JOB: Count the lines that include the string "styles", and give only that number.

ITEMS:

• • • •

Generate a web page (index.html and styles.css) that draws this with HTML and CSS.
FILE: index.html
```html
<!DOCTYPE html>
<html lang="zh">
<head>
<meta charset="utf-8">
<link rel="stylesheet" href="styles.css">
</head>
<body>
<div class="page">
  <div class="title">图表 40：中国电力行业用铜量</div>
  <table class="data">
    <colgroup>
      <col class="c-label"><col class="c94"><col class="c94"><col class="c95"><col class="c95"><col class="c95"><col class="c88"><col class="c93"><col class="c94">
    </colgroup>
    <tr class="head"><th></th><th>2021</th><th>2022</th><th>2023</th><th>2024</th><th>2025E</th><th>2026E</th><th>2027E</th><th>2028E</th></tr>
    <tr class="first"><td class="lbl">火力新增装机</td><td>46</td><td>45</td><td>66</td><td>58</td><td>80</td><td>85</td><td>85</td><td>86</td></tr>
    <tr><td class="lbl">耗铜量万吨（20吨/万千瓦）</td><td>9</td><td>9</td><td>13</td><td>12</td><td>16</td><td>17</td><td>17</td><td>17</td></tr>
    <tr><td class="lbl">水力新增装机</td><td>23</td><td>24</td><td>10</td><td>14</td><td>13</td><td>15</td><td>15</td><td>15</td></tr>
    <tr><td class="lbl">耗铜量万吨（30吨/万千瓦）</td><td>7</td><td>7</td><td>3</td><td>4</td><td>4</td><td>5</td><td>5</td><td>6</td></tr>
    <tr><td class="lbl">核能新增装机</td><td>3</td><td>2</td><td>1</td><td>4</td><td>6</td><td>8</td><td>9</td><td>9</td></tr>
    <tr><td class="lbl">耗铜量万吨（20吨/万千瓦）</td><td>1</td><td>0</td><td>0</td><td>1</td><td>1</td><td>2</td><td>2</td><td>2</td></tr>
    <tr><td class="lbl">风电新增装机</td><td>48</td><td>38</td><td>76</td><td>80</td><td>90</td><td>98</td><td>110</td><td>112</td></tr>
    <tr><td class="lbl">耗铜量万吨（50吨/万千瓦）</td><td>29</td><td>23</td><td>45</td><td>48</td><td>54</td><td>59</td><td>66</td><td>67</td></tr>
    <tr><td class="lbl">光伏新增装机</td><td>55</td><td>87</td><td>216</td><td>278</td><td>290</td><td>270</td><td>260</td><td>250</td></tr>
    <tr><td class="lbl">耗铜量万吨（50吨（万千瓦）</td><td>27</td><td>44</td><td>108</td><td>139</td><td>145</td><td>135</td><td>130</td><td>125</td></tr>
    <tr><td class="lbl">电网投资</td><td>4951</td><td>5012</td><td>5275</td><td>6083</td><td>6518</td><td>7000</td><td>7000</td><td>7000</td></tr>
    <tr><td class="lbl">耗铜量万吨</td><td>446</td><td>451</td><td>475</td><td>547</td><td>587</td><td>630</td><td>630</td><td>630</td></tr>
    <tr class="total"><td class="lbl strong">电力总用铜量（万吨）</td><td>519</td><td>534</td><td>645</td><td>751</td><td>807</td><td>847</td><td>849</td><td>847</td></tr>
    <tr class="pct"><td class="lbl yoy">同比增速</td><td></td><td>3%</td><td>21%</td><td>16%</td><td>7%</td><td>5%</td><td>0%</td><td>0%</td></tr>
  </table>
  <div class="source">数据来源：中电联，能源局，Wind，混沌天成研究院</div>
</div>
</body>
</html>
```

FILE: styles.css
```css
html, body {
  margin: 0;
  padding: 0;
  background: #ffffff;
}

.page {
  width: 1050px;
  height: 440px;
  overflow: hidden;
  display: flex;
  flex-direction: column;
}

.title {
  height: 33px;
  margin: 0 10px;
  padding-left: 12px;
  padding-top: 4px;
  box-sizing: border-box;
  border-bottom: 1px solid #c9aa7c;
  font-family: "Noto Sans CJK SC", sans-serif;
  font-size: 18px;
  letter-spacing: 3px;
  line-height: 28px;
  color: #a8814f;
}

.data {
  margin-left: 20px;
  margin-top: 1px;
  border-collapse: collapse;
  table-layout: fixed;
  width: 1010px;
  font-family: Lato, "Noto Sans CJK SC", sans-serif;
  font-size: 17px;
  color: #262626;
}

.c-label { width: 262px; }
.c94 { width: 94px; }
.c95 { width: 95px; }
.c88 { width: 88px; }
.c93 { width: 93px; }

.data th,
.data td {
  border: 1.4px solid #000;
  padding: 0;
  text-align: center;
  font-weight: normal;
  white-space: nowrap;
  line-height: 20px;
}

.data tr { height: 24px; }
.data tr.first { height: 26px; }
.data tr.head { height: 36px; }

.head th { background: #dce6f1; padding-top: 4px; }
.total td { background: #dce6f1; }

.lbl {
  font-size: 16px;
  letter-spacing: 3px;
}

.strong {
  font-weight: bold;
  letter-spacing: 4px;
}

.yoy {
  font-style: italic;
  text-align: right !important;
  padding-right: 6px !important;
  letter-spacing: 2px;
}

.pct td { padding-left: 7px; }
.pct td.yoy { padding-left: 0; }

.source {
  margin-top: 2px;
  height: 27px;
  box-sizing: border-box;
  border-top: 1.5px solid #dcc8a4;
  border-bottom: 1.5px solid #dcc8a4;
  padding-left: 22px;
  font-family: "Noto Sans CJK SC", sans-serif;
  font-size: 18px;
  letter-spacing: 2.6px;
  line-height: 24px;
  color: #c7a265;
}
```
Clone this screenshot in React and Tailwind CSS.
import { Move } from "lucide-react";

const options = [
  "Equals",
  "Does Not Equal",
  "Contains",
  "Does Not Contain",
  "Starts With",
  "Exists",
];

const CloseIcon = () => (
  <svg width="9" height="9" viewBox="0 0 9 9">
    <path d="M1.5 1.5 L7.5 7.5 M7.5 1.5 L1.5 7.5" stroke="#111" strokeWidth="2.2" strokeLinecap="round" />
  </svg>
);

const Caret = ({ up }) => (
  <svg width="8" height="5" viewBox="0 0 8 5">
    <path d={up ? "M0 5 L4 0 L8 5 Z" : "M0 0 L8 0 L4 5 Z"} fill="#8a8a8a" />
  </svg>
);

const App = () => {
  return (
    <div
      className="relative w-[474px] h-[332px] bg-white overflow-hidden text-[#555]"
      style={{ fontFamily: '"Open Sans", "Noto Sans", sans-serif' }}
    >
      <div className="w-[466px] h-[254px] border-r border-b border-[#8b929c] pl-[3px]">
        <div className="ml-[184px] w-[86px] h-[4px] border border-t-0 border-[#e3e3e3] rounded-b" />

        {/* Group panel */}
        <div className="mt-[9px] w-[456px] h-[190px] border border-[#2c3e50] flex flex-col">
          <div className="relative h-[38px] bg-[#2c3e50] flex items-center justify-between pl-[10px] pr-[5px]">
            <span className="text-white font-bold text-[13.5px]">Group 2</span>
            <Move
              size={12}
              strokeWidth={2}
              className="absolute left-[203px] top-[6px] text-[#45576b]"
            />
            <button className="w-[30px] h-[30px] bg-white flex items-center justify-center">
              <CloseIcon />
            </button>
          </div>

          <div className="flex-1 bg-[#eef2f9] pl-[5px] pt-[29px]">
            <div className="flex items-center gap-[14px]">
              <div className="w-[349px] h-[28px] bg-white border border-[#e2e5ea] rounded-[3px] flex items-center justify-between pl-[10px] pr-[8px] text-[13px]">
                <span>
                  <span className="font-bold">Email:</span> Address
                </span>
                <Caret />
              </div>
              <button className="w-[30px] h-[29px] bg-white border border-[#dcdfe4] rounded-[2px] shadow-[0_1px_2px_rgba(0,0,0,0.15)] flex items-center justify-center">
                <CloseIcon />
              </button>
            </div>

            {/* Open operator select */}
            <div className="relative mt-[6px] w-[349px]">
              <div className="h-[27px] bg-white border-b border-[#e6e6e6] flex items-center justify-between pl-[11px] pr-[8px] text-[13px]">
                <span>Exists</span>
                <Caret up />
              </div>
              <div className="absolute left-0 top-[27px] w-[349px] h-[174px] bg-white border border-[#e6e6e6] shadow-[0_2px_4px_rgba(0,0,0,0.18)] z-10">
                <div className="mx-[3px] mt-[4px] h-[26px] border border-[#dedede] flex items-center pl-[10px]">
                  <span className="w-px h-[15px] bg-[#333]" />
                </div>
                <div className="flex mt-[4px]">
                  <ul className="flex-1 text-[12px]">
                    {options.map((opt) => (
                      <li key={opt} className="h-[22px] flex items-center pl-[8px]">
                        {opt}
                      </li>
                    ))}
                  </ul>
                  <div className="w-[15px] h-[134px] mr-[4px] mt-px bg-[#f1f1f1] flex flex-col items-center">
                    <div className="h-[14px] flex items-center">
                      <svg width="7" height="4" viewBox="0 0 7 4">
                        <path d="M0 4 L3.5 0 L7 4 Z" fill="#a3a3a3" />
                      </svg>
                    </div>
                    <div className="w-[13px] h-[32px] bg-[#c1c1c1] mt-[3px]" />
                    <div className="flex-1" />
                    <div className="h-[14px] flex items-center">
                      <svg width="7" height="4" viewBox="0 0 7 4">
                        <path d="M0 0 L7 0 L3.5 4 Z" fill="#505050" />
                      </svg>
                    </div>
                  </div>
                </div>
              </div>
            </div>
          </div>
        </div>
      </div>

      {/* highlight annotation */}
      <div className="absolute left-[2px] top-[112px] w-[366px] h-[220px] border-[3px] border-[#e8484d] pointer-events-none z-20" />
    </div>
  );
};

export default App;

• • • •

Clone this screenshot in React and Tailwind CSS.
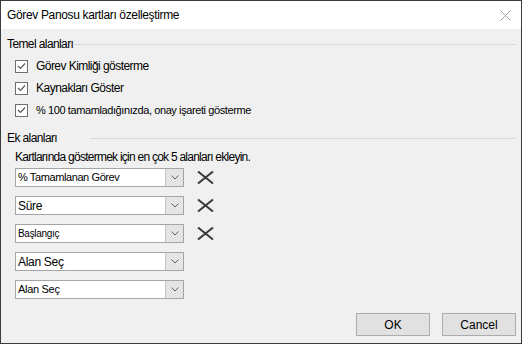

• • • •

RESULT OF THE TASK: 3